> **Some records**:
▼

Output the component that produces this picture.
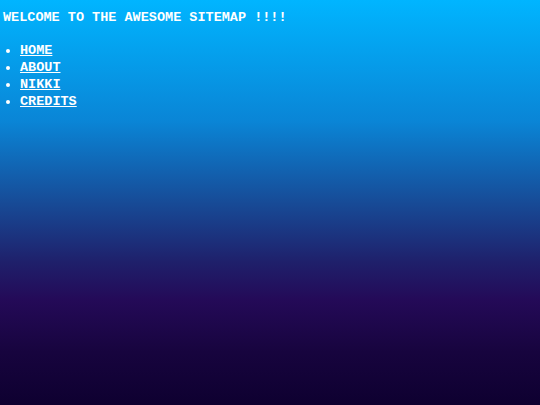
export default function App() {
    const links = ['HOME', 'ABOUT', 'NIKKI', 'CREDITS'];

    return (
        <div className="h-[405px] w-full overflow-hidden bg-[linear-gradient(to_bottom,#00b5ff_0%,#0a85d6_30%,#174b97_50%,#1f1f6a_65%,#240a58_74%,#17043e_87%,#0e0030_100%)] px-[3px] pt-[9px] font-['Liberation_Mono','Courier_New',monospace] font-bold text-white">
            <h1 className="text-[13.5px] leading-[17px]">WELCOME TO THE AWESOME SITEMAP !!!!</h1>
            <ul className="mt-[16px] list-disc pl-[17px] text-[13.5px] leading-[17px] marker:text-white">
                {links.map((l) => (
                    <li key={l}>
                        <a href="#" className="underline">
                            {l}
                        </a>
                    </li>
                ))}
            </ul>
        </div>
    );
}
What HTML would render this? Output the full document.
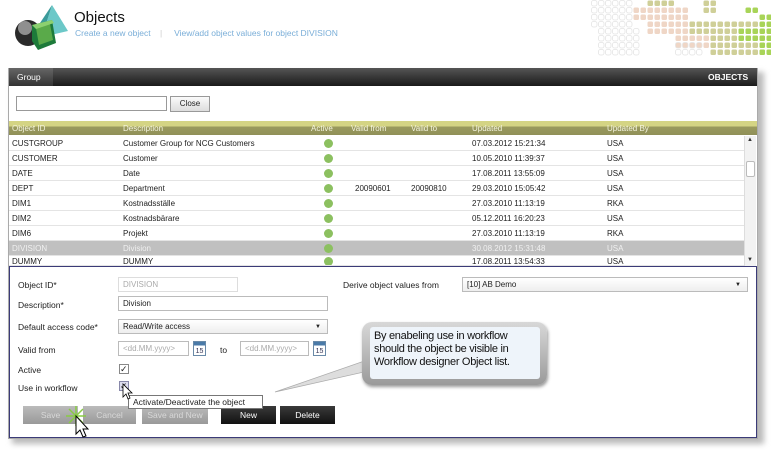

▲

> **Challenge**:
Transcribe all the lines above exactly, apart from the pictures.

> **Exercise output**:
Output the component that produces this picture.
export default function App() {
    const links = ['HOME', 'ABOUT', 'NIKKI', 'CREDITS'];

    return (
        <div className="h-[405px] w-full overflow-hidden bg-[linear-gradient(to_bottom,#00b5ff_0%,#0a85d6_30%,#174b97_50%,#1f1f6a_65%,#240a58_74%,#17043e_87%,#0e0030_100%)] px-[3px] pt-[9px] font-['Liberation_Mono','Courier_New',monospace] font-bold text-white">
            <h1 className="text-[13.5px] leading-[17px]">WELCOME TO THE AWESOME SITEMAP !!!!</h1>
            <ul className="mt-[16px] list-disc pl-[17px] text-[13.5px] leading-[17px] marker:text-white">
                {links.map((l) => (
                    <li key={l}>
                        <a href="#" className="underline">
                            {l}
                        </a>
                    </li>
                ))}
            </ul>
        </div>
    );
}
What HTML would render this? Output the full document.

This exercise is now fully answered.